→ **Problem statement**
Review the listing and copy each line that holds the word "this".

Recorded data:
════════════════════

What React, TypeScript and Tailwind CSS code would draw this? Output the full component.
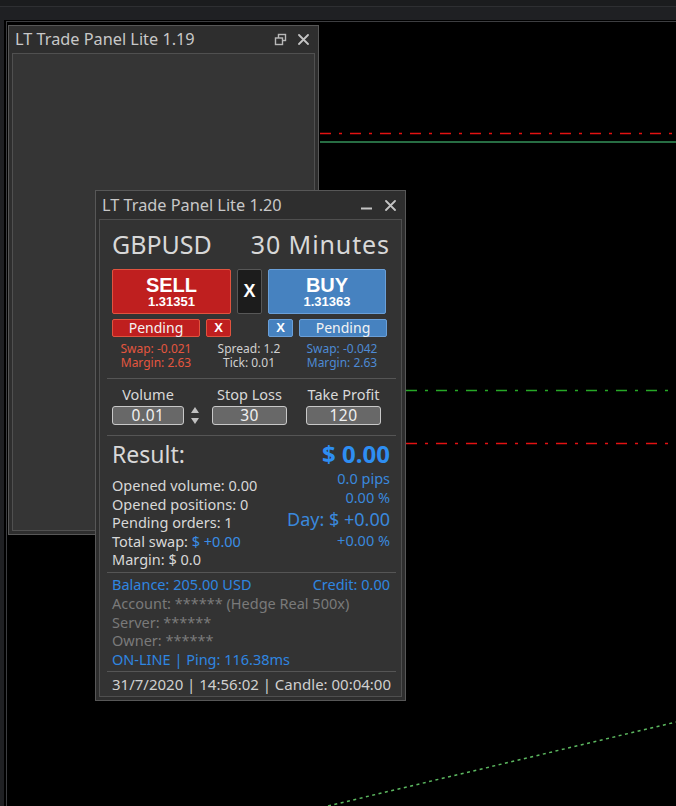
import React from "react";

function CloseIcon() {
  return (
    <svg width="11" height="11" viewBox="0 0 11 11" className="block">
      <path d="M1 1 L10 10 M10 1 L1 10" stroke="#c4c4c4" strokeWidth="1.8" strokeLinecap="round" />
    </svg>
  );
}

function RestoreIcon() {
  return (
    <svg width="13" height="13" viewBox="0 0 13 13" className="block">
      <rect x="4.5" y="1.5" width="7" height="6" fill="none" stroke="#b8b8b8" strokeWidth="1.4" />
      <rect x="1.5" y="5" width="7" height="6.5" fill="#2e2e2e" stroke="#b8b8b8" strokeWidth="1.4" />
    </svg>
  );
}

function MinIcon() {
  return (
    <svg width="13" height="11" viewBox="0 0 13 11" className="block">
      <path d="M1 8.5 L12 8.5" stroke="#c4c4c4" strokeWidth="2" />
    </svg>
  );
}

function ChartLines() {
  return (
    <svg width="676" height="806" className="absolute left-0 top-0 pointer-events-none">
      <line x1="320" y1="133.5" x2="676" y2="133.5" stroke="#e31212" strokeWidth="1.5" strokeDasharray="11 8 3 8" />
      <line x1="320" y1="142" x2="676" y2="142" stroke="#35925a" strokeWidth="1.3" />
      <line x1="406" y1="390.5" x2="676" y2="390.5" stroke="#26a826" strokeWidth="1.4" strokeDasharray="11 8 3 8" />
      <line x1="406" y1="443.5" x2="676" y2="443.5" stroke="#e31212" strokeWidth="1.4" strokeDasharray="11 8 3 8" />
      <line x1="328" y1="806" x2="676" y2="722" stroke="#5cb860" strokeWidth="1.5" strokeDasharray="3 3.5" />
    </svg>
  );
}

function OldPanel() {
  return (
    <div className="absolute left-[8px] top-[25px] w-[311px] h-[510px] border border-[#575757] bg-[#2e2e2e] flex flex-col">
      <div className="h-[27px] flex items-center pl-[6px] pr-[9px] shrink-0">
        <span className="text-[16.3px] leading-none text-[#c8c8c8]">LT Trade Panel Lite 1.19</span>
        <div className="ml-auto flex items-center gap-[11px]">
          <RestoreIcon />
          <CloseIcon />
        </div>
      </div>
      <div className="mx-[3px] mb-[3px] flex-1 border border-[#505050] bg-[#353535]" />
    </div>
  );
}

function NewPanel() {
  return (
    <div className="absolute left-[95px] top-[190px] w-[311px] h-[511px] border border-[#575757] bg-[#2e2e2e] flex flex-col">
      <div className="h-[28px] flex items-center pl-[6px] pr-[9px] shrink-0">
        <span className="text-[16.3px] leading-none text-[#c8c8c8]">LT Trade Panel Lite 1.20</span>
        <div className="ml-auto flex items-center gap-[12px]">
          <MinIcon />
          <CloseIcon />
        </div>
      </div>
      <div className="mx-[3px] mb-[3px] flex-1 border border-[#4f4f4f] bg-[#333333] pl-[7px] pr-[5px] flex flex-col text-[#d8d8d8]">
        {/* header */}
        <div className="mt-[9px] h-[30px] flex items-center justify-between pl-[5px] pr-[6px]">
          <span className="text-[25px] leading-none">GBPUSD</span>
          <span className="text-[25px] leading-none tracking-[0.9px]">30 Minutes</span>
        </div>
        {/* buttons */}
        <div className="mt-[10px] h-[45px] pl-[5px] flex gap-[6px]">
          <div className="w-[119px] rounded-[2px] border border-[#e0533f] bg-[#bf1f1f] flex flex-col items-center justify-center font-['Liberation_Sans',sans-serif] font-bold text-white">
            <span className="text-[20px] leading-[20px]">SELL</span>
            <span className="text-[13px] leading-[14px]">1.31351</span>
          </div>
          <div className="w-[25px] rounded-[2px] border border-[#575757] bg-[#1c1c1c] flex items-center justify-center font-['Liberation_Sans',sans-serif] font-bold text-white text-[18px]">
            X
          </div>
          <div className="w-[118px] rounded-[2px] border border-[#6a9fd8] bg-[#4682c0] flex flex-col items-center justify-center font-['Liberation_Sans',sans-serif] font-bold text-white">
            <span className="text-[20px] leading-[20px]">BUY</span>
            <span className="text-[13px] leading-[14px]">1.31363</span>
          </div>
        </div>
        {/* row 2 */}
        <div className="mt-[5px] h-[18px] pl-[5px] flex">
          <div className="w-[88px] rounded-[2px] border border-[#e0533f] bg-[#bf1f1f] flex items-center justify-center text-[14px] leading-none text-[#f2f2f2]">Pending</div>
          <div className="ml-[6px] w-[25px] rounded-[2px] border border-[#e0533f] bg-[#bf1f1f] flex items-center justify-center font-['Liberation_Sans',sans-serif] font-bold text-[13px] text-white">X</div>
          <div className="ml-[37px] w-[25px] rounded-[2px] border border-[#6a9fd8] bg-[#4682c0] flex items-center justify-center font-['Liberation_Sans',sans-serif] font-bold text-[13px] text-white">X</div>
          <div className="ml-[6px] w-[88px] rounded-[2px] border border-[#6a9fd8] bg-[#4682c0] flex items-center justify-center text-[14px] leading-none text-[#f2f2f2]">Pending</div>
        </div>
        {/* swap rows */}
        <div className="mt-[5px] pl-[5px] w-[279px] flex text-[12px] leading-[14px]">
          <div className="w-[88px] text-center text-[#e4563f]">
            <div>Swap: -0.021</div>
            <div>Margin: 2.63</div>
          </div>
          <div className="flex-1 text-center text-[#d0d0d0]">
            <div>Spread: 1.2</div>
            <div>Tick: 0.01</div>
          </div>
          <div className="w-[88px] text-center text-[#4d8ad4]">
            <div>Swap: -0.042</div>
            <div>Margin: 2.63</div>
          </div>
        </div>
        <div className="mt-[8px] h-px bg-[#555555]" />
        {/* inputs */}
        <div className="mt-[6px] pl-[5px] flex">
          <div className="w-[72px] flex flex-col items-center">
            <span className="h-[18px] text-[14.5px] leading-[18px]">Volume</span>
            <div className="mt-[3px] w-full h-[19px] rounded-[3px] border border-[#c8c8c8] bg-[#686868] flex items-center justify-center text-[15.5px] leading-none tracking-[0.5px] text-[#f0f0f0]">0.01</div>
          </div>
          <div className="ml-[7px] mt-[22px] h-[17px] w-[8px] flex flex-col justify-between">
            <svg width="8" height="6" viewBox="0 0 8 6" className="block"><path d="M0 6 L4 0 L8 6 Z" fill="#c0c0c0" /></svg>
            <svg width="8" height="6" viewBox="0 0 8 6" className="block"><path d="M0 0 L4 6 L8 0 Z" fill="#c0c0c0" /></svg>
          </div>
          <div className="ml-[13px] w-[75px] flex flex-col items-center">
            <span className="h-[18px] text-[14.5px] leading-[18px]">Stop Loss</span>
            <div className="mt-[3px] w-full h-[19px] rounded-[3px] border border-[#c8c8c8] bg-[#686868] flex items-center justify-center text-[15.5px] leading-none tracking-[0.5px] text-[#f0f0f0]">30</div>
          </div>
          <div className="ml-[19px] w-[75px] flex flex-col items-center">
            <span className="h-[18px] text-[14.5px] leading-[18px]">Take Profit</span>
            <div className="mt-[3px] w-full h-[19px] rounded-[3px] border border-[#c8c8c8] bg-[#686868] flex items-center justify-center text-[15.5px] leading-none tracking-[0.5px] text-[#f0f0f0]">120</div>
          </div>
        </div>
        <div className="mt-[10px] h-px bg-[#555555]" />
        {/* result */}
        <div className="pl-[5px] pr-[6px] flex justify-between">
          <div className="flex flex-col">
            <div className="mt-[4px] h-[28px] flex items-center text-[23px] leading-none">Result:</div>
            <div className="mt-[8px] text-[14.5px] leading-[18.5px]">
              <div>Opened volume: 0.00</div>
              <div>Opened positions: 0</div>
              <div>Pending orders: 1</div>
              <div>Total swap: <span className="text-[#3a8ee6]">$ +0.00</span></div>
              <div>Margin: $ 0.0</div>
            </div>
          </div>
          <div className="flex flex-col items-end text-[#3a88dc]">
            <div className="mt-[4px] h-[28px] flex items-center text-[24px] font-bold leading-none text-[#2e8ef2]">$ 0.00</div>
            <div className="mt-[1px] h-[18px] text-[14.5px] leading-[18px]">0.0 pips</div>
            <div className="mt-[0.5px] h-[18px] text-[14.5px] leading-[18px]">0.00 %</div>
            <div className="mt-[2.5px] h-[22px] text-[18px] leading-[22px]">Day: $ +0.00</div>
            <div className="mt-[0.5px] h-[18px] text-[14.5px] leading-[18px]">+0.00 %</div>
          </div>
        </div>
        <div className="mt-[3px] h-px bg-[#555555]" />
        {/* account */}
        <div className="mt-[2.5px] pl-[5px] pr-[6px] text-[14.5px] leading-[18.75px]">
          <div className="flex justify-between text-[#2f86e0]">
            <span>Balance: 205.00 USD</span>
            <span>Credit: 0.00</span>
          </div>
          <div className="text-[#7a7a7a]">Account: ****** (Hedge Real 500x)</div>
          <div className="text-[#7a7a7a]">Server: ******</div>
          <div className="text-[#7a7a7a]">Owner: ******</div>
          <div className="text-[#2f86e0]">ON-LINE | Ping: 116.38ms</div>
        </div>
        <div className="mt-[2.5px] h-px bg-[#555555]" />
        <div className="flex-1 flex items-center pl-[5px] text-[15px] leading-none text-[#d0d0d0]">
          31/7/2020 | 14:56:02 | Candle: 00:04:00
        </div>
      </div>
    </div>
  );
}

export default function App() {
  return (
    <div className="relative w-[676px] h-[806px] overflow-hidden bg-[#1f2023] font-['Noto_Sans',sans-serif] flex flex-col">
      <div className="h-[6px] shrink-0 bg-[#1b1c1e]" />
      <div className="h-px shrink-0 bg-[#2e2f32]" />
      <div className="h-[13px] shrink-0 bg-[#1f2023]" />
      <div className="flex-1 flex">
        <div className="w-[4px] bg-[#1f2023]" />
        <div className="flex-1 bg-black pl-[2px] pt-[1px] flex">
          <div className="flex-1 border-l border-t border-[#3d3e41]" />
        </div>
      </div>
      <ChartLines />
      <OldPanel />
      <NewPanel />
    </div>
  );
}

════════════════════

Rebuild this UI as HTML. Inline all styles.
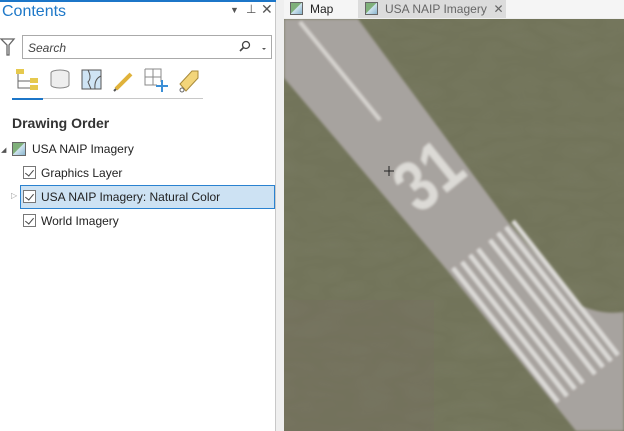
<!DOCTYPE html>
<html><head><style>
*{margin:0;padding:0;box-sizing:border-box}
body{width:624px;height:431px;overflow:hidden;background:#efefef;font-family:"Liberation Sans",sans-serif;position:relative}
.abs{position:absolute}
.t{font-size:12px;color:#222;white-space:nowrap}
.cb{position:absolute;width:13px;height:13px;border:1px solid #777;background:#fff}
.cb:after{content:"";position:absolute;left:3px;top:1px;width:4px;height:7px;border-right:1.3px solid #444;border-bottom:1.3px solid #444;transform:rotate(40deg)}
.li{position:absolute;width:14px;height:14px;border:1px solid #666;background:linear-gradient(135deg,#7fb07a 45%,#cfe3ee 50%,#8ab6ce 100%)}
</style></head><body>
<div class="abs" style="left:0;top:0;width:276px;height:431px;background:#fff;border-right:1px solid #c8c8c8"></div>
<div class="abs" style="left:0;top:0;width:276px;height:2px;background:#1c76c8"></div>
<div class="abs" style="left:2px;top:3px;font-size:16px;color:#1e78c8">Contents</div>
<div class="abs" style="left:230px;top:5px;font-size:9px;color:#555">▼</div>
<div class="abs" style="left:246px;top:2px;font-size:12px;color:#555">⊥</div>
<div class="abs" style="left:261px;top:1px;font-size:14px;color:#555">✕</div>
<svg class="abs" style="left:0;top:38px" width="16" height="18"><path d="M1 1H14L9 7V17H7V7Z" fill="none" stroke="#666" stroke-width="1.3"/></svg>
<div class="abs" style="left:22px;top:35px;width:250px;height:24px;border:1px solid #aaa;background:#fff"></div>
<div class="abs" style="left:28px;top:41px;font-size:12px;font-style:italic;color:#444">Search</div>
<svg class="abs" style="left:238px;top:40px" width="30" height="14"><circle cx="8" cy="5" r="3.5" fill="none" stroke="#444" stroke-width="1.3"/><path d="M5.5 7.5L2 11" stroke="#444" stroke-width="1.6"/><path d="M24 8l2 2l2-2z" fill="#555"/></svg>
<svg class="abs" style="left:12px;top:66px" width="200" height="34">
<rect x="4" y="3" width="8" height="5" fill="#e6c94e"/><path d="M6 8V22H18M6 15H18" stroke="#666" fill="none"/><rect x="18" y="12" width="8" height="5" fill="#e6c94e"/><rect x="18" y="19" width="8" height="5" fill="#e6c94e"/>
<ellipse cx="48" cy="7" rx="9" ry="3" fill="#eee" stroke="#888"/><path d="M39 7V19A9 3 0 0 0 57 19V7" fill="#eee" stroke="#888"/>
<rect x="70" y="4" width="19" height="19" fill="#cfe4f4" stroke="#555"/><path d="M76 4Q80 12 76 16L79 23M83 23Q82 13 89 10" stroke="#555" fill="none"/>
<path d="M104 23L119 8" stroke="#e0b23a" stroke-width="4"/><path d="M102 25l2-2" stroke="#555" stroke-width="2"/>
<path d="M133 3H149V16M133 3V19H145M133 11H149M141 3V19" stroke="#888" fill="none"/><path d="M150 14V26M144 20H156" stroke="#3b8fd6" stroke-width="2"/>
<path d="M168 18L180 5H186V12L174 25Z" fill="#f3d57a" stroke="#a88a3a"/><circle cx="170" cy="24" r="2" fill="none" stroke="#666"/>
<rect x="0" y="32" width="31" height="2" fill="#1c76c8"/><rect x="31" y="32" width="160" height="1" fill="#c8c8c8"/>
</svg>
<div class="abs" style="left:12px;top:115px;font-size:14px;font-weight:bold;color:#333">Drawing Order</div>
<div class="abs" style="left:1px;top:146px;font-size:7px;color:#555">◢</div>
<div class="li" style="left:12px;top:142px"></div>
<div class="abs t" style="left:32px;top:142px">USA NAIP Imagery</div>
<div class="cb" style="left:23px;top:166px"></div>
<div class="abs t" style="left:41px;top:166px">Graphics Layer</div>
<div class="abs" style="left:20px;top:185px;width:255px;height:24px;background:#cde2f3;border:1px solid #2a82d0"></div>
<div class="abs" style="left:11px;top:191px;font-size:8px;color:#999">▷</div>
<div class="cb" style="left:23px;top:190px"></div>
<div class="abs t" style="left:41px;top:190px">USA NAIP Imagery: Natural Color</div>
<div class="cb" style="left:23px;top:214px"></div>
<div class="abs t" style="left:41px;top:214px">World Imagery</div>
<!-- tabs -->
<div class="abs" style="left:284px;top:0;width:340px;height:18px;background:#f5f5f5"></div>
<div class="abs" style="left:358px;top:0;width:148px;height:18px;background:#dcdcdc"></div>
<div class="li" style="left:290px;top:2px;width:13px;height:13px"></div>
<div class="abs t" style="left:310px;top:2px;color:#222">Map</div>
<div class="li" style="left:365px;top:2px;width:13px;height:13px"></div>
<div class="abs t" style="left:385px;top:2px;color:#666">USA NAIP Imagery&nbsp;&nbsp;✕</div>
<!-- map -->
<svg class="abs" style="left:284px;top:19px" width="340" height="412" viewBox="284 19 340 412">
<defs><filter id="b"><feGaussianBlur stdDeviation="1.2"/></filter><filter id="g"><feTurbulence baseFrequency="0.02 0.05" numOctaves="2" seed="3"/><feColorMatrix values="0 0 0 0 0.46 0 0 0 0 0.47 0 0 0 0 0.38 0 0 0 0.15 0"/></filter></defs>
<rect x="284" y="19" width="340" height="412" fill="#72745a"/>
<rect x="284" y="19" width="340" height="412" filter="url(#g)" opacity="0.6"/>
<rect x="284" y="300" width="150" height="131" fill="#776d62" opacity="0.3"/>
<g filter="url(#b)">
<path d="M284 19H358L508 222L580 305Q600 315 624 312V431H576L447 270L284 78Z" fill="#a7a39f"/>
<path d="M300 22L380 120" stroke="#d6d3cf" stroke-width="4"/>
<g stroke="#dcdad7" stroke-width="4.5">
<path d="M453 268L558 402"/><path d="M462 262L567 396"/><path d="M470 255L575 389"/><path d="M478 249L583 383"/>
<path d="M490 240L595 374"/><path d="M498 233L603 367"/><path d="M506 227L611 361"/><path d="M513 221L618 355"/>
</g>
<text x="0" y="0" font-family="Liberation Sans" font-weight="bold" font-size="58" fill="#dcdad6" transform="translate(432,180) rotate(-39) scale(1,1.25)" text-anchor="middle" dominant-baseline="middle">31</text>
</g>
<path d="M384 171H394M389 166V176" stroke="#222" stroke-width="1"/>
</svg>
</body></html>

════════════════════

→ **Task answer**
What React, TypeScript and Tailwind CSS code would draw this? Output the full component.
Rebuild this UI as HTML. Inline all styles.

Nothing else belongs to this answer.